══ Recorded data

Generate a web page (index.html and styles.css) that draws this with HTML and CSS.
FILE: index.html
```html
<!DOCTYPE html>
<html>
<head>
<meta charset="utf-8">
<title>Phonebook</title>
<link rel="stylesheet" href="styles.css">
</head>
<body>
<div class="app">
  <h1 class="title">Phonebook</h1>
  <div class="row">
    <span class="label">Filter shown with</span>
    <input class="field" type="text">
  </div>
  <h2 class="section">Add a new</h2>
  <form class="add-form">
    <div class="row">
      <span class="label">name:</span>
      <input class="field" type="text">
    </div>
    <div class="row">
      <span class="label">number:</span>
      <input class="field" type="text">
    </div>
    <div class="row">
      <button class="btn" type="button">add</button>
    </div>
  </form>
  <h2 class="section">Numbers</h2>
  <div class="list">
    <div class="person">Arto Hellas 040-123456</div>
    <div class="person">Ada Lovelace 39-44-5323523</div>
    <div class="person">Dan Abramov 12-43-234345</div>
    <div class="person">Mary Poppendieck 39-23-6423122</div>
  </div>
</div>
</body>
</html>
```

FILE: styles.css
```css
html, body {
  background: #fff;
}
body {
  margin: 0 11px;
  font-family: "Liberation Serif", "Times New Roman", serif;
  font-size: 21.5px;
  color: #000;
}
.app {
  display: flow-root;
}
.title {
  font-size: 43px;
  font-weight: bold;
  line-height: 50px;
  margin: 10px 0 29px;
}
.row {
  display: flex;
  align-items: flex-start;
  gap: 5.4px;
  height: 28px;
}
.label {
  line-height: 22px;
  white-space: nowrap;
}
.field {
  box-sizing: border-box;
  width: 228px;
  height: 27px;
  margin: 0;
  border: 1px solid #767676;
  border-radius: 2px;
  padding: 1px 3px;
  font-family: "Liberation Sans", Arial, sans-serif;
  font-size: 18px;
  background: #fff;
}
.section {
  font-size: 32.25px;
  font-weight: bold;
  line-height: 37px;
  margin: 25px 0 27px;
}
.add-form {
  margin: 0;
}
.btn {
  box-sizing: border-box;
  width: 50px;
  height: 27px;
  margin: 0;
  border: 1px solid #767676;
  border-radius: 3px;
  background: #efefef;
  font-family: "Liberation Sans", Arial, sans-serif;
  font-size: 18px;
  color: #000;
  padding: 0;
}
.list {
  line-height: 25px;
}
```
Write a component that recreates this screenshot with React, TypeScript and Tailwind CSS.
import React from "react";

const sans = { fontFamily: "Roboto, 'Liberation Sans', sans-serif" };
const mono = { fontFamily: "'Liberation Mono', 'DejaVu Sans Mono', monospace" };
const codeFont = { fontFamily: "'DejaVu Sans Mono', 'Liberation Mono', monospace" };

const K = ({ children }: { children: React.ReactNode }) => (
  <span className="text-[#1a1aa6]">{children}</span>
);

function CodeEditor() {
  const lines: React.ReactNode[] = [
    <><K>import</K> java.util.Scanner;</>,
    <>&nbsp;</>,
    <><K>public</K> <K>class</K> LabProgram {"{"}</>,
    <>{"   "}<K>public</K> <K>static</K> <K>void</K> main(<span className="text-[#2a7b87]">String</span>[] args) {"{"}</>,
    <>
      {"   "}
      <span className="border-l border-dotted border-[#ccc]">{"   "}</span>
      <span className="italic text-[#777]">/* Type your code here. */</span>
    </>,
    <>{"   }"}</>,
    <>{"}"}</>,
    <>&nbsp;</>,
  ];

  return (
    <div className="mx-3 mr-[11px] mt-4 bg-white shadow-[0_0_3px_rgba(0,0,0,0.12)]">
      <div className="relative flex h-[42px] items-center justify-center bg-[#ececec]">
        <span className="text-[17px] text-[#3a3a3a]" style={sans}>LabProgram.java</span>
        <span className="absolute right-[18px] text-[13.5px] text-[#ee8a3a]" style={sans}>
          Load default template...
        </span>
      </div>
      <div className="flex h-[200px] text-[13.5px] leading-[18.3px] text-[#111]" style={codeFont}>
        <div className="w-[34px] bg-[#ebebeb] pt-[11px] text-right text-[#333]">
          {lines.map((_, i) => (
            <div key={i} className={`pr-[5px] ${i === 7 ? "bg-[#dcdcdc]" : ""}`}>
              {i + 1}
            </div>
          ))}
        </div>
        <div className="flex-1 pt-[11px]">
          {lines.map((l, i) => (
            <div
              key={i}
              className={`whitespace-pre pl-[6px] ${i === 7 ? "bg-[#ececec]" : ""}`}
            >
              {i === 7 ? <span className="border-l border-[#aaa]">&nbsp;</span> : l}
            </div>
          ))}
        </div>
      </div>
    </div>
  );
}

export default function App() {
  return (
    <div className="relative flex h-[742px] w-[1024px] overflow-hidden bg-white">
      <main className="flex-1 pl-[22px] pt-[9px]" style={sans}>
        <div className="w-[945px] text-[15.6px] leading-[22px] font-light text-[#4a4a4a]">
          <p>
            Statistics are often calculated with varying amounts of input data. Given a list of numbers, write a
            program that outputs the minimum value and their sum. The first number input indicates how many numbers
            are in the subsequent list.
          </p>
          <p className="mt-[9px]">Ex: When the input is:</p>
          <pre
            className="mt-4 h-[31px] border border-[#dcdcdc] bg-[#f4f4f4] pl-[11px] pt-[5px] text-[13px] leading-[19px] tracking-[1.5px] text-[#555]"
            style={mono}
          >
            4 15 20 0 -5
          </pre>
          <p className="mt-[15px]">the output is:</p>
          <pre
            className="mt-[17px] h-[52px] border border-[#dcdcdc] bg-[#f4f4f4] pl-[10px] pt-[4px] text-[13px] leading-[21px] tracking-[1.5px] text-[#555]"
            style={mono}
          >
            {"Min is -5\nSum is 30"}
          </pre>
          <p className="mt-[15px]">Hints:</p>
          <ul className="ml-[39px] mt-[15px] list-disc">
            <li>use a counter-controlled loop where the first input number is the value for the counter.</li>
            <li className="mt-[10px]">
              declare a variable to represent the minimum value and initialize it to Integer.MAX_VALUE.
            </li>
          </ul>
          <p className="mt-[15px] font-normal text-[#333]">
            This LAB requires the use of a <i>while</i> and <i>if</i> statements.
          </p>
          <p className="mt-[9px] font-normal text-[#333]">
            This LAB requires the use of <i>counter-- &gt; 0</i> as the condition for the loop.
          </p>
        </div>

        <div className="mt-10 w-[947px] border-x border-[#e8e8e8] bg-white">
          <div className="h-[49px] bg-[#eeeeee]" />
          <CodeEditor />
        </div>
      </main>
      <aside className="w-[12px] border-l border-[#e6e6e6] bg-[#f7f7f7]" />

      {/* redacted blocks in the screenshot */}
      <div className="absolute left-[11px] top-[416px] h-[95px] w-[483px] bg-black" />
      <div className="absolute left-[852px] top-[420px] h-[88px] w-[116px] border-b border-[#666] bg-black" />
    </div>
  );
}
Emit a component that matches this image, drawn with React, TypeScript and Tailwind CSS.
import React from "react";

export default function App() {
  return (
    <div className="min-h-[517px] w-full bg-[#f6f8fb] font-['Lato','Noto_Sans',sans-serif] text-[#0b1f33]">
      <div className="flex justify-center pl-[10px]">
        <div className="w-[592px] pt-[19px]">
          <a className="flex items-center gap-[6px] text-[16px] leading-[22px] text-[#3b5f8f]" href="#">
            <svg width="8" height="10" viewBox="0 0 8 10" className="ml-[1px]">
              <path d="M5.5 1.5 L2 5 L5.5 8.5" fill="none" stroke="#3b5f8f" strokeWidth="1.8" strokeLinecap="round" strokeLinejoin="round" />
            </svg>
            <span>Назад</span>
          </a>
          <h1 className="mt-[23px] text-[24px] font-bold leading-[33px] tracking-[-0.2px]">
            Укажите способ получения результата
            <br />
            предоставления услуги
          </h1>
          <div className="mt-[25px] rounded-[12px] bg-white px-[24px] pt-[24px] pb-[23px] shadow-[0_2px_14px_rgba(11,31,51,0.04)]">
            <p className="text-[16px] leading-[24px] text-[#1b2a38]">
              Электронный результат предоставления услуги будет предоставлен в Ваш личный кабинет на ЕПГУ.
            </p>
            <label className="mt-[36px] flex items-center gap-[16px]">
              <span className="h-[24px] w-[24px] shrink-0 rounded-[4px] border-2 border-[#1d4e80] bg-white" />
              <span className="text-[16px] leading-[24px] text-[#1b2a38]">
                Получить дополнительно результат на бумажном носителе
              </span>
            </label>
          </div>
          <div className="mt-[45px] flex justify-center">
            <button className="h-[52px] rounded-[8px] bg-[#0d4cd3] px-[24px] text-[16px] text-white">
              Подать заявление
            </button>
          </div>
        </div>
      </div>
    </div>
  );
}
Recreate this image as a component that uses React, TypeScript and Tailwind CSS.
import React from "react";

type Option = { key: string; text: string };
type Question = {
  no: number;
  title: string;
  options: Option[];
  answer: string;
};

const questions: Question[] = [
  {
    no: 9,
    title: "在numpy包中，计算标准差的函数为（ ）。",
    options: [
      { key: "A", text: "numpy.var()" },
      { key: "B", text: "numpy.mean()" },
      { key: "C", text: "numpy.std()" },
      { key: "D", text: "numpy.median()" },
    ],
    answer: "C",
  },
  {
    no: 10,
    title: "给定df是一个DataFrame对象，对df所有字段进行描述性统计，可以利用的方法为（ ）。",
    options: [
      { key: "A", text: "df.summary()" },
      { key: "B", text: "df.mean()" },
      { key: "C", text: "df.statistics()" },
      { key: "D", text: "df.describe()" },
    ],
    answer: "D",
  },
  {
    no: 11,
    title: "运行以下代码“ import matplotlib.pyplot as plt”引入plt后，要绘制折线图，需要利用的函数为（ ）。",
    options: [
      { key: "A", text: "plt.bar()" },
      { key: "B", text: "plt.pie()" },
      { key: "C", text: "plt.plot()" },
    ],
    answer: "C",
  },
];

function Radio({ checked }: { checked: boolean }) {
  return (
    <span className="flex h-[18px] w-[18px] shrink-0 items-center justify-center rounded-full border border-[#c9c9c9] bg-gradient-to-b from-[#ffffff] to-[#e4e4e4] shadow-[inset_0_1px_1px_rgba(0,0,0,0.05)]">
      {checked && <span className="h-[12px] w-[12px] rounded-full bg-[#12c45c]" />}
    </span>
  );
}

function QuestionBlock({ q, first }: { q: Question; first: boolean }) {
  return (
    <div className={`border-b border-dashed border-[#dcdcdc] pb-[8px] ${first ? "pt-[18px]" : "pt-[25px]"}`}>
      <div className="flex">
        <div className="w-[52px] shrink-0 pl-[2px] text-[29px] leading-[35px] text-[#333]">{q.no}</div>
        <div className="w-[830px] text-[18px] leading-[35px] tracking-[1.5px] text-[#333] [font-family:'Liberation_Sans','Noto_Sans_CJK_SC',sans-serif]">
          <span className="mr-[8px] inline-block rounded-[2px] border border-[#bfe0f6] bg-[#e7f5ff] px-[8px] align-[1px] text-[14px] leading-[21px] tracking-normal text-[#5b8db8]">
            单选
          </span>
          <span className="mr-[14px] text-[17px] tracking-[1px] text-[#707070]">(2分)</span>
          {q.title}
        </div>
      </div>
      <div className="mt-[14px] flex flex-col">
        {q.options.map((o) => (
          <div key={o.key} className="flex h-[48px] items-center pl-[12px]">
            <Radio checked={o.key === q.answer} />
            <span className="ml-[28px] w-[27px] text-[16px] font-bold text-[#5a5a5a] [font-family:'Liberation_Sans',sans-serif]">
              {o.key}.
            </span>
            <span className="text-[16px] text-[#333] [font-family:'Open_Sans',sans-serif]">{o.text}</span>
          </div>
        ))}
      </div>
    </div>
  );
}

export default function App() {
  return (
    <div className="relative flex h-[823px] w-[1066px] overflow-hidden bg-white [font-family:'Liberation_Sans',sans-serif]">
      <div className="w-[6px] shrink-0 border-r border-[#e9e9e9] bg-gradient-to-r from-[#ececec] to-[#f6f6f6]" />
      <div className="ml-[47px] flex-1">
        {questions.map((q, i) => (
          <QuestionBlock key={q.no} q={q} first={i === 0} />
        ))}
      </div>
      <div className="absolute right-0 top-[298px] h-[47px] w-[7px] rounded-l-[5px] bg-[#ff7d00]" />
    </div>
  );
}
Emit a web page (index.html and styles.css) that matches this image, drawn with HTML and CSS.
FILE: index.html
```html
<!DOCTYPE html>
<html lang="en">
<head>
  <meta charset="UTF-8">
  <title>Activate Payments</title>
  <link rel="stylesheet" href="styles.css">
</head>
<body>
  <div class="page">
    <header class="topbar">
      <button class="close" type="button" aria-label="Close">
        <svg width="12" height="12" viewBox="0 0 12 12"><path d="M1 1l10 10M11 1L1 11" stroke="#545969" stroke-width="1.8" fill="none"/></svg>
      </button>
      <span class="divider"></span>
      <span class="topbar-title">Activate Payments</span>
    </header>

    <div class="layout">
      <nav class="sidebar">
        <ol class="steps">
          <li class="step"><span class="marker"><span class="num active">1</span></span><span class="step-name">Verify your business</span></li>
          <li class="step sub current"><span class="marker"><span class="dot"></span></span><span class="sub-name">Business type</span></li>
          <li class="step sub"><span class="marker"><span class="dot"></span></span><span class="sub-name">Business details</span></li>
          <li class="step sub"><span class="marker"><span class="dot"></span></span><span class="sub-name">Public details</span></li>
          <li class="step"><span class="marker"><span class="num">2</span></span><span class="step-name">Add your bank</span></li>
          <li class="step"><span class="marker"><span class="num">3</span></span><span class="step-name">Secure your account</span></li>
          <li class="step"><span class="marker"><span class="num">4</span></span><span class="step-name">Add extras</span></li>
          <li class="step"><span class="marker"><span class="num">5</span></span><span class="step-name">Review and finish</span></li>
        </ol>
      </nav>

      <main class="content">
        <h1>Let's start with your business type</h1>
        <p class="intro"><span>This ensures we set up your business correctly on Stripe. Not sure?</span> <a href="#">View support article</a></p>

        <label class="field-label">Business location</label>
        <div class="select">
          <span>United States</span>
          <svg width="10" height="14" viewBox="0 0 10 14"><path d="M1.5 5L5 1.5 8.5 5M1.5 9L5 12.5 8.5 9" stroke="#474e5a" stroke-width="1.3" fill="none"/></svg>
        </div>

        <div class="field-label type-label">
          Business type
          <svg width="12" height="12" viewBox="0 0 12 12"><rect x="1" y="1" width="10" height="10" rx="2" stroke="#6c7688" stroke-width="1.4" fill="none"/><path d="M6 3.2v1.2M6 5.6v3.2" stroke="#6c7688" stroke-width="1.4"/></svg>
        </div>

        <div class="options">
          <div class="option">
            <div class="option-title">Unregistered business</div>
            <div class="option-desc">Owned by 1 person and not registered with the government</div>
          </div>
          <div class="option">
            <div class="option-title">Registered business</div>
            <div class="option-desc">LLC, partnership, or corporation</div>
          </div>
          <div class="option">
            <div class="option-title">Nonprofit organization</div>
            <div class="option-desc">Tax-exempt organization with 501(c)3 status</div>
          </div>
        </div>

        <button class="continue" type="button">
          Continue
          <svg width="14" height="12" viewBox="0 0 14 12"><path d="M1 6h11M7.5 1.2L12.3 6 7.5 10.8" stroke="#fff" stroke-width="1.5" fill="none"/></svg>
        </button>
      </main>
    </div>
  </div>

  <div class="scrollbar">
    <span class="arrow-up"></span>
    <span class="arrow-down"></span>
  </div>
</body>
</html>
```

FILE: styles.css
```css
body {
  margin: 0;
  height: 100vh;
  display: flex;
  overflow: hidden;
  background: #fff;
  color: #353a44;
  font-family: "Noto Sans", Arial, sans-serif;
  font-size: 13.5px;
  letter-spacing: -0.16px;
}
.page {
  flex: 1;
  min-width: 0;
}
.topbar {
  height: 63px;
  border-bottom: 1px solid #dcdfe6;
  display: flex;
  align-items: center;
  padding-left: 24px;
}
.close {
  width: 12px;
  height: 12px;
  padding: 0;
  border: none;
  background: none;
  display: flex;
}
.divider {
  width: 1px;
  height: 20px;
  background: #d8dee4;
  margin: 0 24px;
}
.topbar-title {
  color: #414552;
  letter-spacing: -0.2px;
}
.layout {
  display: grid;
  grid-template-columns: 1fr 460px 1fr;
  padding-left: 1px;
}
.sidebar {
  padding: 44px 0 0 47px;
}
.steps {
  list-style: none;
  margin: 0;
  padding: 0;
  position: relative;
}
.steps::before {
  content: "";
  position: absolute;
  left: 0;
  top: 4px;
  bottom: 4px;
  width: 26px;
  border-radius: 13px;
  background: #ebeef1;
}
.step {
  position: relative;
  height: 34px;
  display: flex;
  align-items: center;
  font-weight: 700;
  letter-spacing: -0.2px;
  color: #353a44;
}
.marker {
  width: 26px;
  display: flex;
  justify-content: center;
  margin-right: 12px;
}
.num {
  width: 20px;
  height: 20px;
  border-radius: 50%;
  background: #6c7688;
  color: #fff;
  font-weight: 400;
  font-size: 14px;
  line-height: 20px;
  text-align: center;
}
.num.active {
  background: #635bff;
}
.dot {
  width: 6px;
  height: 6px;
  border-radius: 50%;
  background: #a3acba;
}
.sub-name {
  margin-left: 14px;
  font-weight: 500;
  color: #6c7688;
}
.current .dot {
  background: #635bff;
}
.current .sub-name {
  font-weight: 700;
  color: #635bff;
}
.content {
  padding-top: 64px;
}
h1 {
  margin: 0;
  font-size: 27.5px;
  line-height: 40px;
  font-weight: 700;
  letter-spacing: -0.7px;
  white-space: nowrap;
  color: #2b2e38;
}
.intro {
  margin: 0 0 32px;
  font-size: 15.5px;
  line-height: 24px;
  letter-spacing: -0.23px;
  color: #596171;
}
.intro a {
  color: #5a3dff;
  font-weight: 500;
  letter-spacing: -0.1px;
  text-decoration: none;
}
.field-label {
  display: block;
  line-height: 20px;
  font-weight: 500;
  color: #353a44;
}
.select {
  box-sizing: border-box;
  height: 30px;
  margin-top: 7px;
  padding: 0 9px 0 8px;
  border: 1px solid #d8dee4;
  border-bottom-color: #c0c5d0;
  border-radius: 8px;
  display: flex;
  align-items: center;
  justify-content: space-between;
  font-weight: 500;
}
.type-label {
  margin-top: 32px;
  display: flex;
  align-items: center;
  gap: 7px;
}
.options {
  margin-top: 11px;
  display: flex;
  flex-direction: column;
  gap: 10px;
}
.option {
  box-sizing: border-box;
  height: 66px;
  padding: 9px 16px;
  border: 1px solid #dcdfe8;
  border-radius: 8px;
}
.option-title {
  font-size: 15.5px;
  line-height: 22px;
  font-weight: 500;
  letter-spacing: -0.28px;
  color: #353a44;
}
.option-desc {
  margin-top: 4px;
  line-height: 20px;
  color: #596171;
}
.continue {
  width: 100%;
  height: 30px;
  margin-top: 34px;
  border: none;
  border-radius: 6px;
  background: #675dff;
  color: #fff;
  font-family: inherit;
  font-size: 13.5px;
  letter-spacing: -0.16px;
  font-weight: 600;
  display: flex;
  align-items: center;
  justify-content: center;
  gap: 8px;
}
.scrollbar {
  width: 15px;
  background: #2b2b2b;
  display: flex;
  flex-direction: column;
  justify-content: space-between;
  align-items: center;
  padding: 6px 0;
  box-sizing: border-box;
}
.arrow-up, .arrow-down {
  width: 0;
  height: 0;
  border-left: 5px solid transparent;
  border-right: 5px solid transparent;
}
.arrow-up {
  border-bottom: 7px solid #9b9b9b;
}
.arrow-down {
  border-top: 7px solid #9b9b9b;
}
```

════

[Goal] Reproduce every line from the entries that holds the word "TypeScript".

[Complete output]
Write a component that recreates this screenshot with React, TypeScript and Tailwind CSS.
Emit a component that matches this image, drawn with React, TypeScript and Tailwind CSS.
Recreate this image as a component that uses React, TypeScript and Tailwind CSS.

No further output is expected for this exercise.